Copy all lines below containing "that".

[Entries with page source code]
---

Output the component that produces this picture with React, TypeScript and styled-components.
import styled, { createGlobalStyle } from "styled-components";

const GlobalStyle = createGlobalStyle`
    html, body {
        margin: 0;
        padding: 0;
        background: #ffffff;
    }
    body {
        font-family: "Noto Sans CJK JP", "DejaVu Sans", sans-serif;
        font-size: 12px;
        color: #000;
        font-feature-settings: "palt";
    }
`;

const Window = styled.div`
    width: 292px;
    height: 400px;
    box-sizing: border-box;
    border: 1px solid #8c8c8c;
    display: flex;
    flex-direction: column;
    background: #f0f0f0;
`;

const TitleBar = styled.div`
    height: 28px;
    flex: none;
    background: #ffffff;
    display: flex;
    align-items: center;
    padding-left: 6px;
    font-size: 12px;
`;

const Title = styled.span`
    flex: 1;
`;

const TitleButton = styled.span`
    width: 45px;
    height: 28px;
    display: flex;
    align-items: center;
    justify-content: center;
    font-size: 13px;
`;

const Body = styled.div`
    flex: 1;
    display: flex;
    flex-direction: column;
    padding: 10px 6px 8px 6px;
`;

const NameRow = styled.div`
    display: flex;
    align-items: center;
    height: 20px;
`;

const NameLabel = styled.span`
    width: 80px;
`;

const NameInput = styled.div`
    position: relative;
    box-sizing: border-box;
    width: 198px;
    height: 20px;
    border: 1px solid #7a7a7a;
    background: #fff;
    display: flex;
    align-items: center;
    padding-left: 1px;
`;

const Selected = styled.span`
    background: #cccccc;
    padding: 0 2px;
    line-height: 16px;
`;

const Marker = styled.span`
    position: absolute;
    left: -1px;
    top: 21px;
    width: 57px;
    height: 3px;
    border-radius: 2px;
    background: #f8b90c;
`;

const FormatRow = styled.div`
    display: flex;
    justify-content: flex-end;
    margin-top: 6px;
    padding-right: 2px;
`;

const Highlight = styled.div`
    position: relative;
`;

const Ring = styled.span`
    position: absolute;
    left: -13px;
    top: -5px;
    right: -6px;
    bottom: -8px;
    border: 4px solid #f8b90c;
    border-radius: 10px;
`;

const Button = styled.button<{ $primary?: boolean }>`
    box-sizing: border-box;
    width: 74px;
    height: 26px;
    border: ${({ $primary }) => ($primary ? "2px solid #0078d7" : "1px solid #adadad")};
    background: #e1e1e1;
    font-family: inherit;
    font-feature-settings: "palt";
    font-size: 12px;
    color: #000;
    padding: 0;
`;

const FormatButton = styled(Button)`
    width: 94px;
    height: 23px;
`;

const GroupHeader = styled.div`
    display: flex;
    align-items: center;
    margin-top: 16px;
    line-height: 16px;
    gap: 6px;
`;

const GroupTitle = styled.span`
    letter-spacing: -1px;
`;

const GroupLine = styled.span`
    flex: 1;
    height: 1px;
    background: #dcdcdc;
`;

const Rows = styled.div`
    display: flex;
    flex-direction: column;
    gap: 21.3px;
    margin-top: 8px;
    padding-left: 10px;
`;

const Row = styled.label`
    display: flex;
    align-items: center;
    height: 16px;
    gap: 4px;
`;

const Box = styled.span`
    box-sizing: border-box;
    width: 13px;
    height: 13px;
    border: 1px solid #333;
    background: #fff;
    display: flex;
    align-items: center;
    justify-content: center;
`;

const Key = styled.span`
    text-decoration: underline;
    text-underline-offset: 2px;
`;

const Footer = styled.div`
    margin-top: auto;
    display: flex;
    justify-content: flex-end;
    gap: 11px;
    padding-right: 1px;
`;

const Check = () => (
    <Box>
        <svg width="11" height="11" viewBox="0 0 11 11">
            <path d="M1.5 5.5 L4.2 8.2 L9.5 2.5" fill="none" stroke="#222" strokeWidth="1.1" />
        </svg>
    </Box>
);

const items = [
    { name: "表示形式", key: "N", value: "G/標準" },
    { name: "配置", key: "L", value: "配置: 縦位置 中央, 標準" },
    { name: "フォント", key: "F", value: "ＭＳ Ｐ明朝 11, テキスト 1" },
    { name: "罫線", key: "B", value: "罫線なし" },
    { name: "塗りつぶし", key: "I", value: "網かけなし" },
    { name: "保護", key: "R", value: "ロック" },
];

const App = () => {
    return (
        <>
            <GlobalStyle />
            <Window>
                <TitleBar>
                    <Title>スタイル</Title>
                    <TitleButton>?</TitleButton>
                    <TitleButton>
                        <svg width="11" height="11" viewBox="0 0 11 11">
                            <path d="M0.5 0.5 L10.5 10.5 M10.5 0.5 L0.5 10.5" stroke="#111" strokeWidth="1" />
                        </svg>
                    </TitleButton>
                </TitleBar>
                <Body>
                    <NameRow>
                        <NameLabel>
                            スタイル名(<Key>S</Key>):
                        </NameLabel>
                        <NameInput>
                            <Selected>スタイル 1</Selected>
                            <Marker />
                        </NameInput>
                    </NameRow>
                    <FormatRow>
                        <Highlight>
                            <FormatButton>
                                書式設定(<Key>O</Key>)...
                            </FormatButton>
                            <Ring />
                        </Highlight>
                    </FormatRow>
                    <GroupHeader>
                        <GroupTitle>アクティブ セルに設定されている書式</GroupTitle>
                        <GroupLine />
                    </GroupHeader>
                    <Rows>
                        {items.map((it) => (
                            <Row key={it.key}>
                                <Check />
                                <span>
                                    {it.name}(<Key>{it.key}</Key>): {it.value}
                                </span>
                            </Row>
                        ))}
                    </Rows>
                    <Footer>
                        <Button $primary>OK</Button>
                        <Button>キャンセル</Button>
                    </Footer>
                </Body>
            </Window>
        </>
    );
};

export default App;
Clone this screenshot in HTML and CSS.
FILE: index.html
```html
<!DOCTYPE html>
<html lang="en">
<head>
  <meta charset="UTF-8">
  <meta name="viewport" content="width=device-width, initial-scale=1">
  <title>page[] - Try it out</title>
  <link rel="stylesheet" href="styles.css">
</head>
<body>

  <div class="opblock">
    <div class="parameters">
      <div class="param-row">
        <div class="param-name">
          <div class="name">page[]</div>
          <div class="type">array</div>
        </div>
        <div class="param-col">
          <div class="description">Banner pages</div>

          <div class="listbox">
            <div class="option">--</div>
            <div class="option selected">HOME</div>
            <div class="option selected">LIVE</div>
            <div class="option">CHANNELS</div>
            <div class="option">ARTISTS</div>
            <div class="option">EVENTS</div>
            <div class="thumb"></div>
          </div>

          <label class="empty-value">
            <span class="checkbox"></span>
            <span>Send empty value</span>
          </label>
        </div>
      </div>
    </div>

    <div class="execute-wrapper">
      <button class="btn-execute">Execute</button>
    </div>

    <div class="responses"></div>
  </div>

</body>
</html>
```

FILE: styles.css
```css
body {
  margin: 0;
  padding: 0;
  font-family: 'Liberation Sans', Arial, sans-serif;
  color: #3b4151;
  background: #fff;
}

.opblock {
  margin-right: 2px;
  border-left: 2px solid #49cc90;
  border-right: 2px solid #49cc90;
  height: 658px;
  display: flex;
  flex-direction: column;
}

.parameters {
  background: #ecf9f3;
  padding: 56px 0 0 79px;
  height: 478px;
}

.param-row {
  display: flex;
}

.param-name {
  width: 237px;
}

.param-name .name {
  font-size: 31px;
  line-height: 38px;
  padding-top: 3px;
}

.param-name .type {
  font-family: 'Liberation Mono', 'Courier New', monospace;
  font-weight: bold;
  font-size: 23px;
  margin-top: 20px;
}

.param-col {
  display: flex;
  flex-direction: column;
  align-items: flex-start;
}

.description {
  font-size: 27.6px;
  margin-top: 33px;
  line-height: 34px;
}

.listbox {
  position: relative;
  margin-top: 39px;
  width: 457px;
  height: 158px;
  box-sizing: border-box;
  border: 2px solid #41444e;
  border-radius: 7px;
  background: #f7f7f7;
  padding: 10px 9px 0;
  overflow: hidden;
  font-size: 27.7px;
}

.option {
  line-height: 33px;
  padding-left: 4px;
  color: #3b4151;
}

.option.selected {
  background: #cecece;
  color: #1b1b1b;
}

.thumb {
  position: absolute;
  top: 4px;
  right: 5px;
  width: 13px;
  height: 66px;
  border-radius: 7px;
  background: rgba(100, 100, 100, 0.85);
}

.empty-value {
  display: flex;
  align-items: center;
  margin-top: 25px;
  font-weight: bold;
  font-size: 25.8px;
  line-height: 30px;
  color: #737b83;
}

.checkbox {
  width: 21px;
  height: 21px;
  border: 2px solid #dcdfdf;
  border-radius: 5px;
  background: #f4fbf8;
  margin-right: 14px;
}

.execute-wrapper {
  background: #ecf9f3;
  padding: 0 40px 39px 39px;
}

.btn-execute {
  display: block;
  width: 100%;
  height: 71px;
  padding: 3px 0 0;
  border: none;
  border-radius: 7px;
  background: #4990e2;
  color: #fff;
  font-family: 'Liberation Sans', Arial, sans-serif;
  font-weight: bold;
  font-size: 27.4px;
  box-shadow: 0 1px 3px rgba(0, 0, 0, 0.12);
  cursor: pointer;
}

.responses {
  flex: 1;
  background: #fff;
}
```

---

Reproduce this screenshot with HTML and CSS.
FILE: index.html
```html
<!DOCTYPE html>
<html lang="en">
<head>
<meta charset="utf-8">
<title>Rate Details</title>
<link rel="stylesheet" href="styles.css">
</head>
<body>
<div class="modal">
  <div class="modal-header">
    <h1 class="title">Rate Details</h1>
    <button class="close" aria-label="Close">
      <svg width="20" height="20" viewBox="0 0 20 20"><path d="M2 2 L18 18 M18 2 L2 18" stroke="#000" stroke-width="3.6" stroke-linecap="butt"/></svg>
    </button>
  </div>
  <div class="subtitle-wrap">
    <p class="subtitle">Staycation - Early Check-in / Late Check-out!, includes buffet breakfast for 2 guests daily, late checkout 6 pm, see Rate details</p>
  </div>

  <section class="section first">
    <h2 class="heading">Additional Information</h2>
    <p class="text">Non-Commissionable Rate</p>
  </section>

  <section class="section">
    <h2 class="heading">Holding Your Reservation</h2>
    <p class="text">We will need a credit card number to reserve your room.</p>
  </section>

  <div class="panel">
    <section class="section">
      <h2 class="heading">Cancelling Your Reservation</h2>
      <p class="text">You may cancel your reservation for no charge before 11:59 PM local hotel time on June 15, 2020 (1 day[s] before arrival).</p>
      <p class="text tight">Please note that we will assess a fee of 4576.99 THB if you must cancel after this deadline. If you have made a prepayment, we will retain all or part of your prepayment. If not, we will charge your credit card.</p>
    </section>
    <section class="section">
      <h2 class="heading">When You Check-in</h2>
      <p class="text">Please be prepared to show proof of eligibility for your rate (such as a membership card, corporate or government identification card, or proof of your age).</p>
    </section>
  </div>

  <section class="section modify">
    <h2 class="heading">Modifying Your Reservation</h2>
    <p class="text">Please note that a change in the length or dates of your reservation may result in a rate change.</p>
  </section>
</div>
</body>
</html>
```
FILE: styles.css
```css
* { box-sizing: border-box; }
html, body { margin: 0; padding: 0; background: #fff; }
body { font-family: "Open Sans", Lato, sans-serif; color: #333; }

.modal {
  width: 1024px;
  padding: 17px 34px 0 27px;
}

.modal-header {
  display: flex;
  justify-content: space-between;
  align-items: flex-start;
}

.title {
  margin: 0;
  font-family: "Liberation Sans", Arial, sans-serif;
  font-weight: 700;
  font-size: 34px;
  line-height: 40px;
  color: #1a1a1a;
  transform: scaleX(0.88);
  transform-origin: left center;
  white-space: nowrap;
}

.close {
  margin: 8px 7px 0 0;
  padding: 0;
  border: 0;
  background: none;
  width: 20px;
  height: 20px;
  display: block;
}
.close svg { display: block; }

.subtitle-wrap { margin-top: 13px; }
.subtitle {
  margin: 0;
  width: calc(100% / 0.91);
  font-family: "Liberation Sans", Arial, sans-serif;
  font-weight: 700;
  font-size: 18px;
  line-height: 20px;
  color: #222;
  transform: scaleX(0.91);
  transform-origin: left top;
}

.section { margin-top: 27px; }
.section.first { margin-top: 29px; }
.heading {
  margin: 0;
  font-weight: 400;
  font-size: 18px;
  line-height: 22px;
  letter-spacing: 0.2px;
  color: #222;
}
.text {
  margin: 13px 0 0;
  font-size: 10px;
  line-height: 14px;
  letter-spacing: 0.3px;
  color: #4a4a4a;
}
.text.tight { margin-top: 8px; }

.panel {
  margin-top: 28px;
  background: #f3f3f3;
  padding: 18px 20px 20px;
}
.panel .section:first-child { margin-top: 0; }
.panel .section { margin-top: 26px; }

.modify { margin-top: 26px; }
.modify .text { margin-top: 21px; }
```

---

Solution:
Output the component that produces this picture with React, TypeScript and styled-components.
      <p class="text tight">Please note that we will assess a fee of 4576.99 THB if you must cancel after this deadline. If you have made a prepayment, we will retain all or part of your prepayment. If not, we will charge your credit card.</p>
    <p class="text">Please note that a change in the length or dates of your reservation may result in a rate change.</p>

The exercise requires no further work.